You were using it in your teaching?
That is right. I taught the graduate course in Quantum Mechanics 3. That is how I wrote the book. It was necessary, because otherwise I couldn’t have found out what was clear, you see. One of the points about quantum theory was to say there was no underlying explanation for it. It was part of Bohr’s view that there was no way to understand any process by which things moved or things happened at the quantum level. His principle of complementarity stated that there was a limit to how far you could apply classical concepts, but that no further concepts were available. What he said was that quantum mechanics was just a generalization of classical mechanics in the following sense that you begin with classical physics and you apply what you might call the classical algorithm — that’s, Newton’s laws — to compute things. You replace this with the quantum algorithm from Schroedinger’s equation, but you apply it to the same concepts, and you can do this by saying that the concepts are non-ambiguously defined in quantum mechanics in a complementary way between position and momentum. That means that he says the phenomenon is one whole and not analyzable. Therefore, you only deal with the phenomenon, and he says whether there is a reality or not, he does not mention further reality behind the phenomenon. He might believe there is or not. There’s evidence from his quotations either way. But essentially it was a kind of positivist position by saying you could only deal with the phenomenon and apply the algorithm to the phenomenon to calculate the probabilities of various results.
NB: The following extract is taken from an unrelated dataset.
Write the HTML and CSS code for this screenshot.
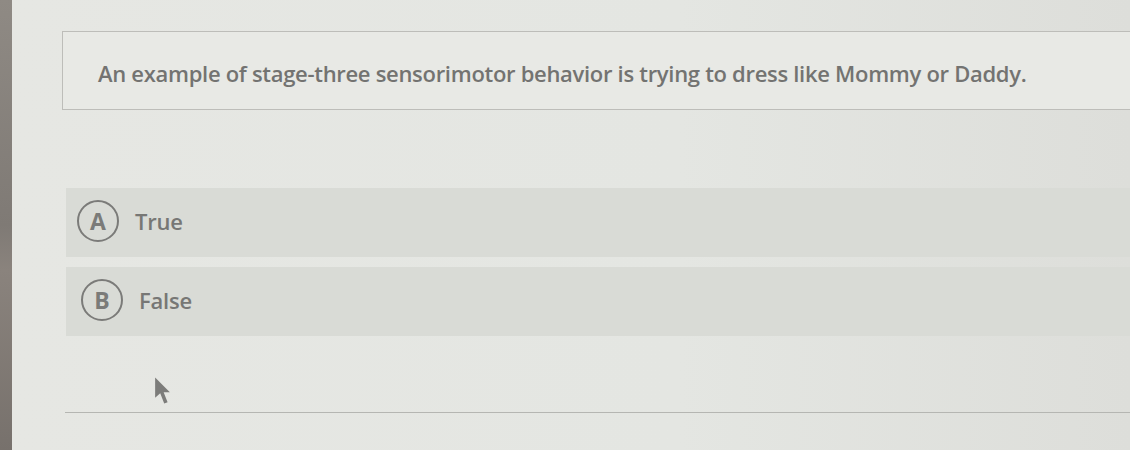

But in what sense was it positive? You mean?
Positivism.
Was it from the sense that you could only — is that the point?
Yes, you could only do that. To say that it would not discuss any reality beyond the phenomenon. That is the essence of positivism, to say that science consists of nothing but correlation of the phenomenon organized logically or mathematically, whatever way you like.
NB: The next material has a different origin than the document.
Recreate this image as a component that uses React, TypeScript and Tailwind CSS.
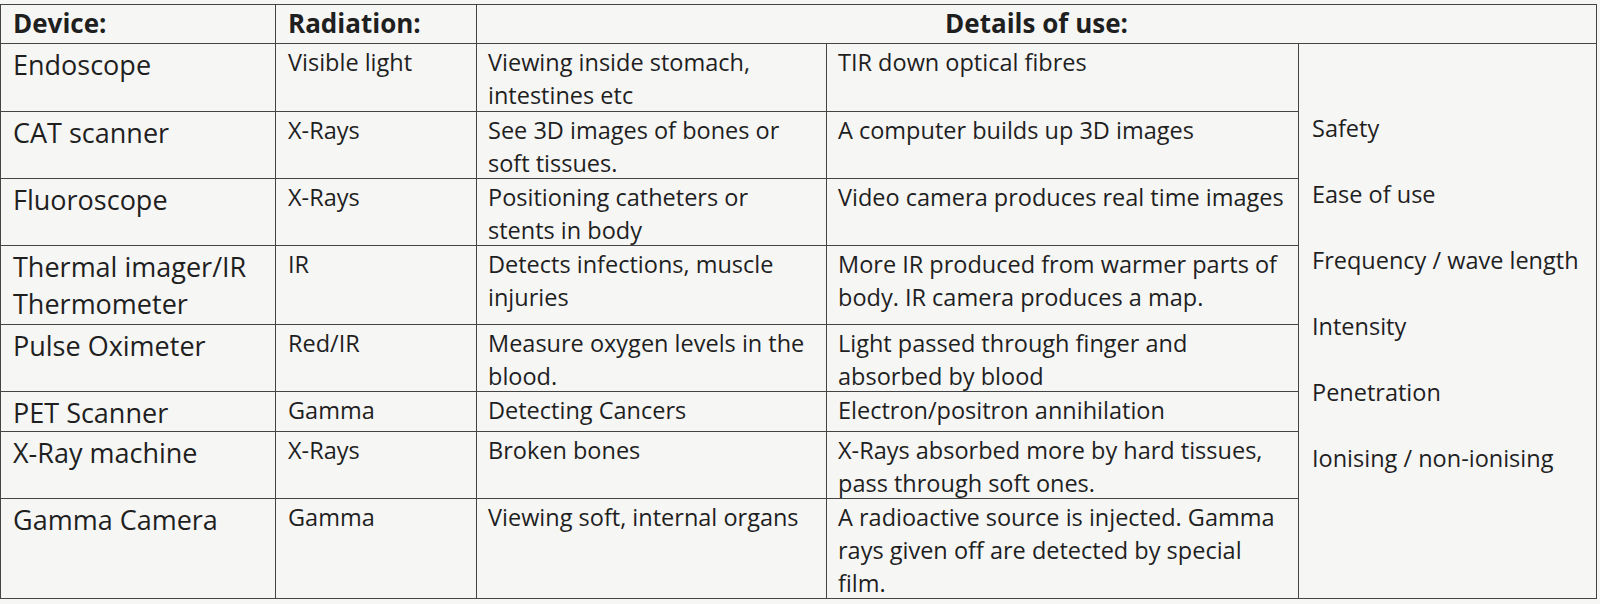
import React from "react";

type Row = {
  device: string[];
  radiation: string;
  use: string[];
  details: string[];
};

const rows: Row[] = [
  {
    device: ["Endoscope"],
    radiation: "Visible light",
    use: ["Viewing inside stomach,", "intestines etc"],
    details: ["TIR down optical fibres"],
  },
  {
    device: ["CAT scanner"],
    radiation: "X-Rays",
    use: ["See 3D images of bones or", "soft tissues."],
    details: ["A computer builds up 3D images"],
  },
  {
    device: ["Fluoroscope"],
    radiation: "X-Rays",
    use: ["Positioning catheters or", "stents in body"],
    details: ["Video camera produces real time images"],
  },
  {
    device: ["Thermal imager/IR", "Thermometer"],
    radiation: "IR",
    use: ["Detects infections, muscle", "injuries"],
    details: ["More IR produced from warmer parts of", "body. IR camera produces a map."],
  },
  {
    device: ["Pulse Oximeter"],
    radiation: "Red/IR",
    use: ["Measure oxygen levels in the", "blood."],
    details: ["Light passed through finger and", "absorbed by blood"],
  },
  {
    device: ["PET Scanner"],
    radiation: "Gamma",
    use: ["Detecting Cancers"],
    details: ["Electron/positron annihilation"],
  },
  {
    device: ["X-Ray machine"],
    radiation: "X-Rays",
    use: ["Broken bones"],
    details: ["X-Rays absorbed more by hard tissues,", "pass through soft ones."],
  },
  {
    device: ["Gamma Camera"],
    radiation: "Gamma",
    use: ["Viewing soft, internal organs"],
    details: [
      "A radioactive source is injected. Gamma",
      "rays given off are detected by special",
      "film.",
    ],
  },
];

const factors = [
  "Safety",
  "Ease of use",
  "Frequency / wave length",
  "Intensity",
  "Penetration",
  "Ionising / non-ionising",
];

const cell = "border-r border-b border-[#444444]";

function Lines({ lines }: { lines: string[] }) {
  return (
    <>
      {lines.map((l, i) => (
        <div key={i} className="whitespace-nowrap">
          {l}
        </div>
      ))}
    </>
  );
}

export default function App() {
  return (
    <div
      className="w-[1600px] h-[604px] bg-[#f6f6f5] pt-[4px] text-[#1f1f1f] overflow-hidden"
      style={{ fontFamily: '"Open Sans", "Noto Sans", sans-serif' }}
    >
      <div className="grid w-[1597px] grid-cols-[275px_201px_350px_472px_298px] grid-rows-[39px_68px_67px_67px_79px_67px_40px_67px_100px] border-l border-t border-[#444444]">
        <div className={`${cell} pl-[12px] text-[26px] font-bold leading-[36px]`}>Device:</div>
        <div className={`${cell} pl-[12px] text-[26px] font-bold leading-[36px]`}>Radiation:</div>
        <div className={`${cell} col-span-3 text-center text-[26px] font-bold leading-[36px]`}>
          Details of use:
        </div>

        {rows.map((r, i) => (
          <React.Fragment key={i}>
            <div className={`${cell} col-start-1 pl-[12px] pt-[2px] text-[27px] leading-[37px]`}>
              <Lines lines={r.device} />
            </div>
            <div className={`${cell} col-start-2 pl-[12px] pt-[2px] text-[23.5px] leading-[33px]`}>
              {r.radiation}
            </div>
            <div className={`${cell} col-start-3 pl-[11px] pt-[2px] text-[23.5px] leading-[33px]`}>
              <Lines lines={r.use} />
            </div>
            <div className={`${cell} col-start-4 pl-[11px] pt-[2px] text-[23.5px] leading-[33px]`}>
              <Lines lines={r.details} />
            </div>
            {i === 0 && (
              <div
                className={`${cell} col-start-5 row-start-2 row-span-8 flex flex-col gap-[33px] pl-[13px] pt-[68px] text-[23.5px] leading-[33px]`}
              >
                {factors.map((f) => (
                  <div key={f} className="whitespace-nowrap">
                    {f}
                  </div>
                ))}
              </div>
            )}
          </React.Fragment>
        ))}
      </div>
    </div>
  );
}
That’s the only possible meaning that can be —
Yes, to say the phenomenon are all that have any meaning. And see Mach [?], for example, got very disturbed when Boltzmann thought the atoms might exist. He felt that it was unjustified, that they were metaphysical fictions. There have been two attitudes in science. One is to say that the concepts in some way corresponded to reality, and the other is to say that there is nothing but the phenomenon in their correlation.
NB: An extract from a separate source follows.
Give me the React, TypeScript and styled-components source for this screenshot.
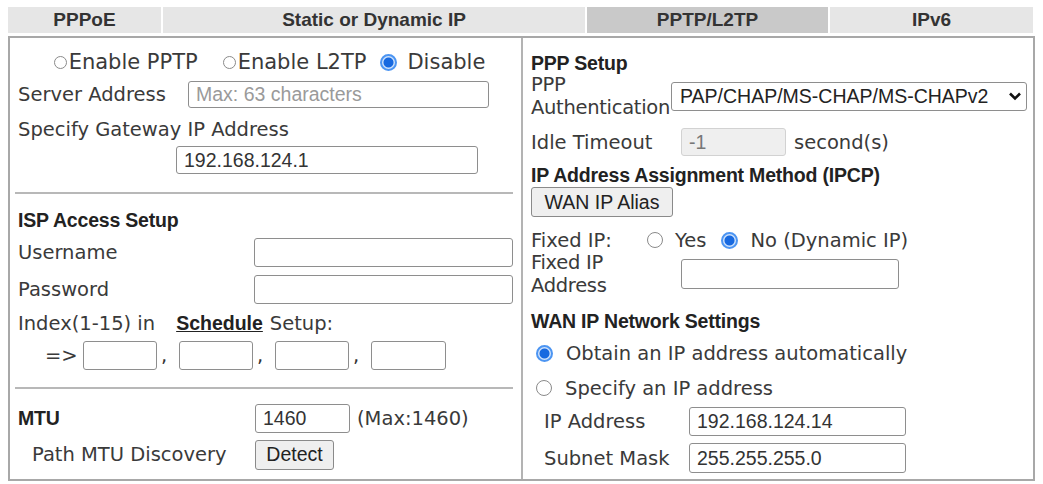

Incidentally, about this thing about the atoms — are they still — What about the chemists? Surely the chemists had some feeling that atoms are real.
A lot of them had, but you see the positivists came along to sort of criticize that and say they were talking metaphysical nonsense since they had never been seen, that they were just convenient constructs of the logic or something.
I can see it was easier for the physicists to take that view and the whole of chemistry was a question of atomic relationships, isn’t it?
There is two attitudes we can call the realists and the positivists. Positivism gradually began to gain ground in the late 19th and early 20th Century. For a little while even Einstein had a positivist approach, but later he said that was only heuristic. He didn’t really believe it, you see. But, the fact that he used it gave positivism a tremendous impetus, you see, because he never made it clear that he didn’t really believe it. At least if he did make it clear, it was already much too late by the time he made it clear. It was many years later.
This relates to the whole business of scientists in general sort of doing something when creating the impression that they are doing something when they don’t really.
Then along came Heisenberg, who was an extreme and very strong positivist. He said that we should emphasize the observation and then the mathematics helps to compute the observation. But, he was not really a positivist because he was somewhat of a Pythagorean and a Platonist. He said that the mathematics expresses the reality and matter must somehow obey mathematical relationships and that the physical concept no longer has any meaning. He said he can no longer think of orbits of electrons or of anything going on. In this he effected by Pauli and by Bohr because they discussed it a lot. There was a general view developed saying that you could not form any physical concept of matter, you had only the mathematics. Now Pauli believed in the reality whereas it wasn’t clear whether Bohr did, but Pauli said the reality was mystical in the sense you couldn’t really say anything about it and that the observer participated in it. Whereas, Bohr was against mysticism. He said, “The observer is detached, but there is a unity only in the phenomenon itself of the observing apparatus in the electron, but the observer himself is pretty detached from the experiment.” That’s what Bohr said, which seems reasonable to say the observer has almost no effect on the experiment once he set it up. The experiment will have a strong effect on the electron, but the observer, if he looks or doesn’t look, it doesn’t effect...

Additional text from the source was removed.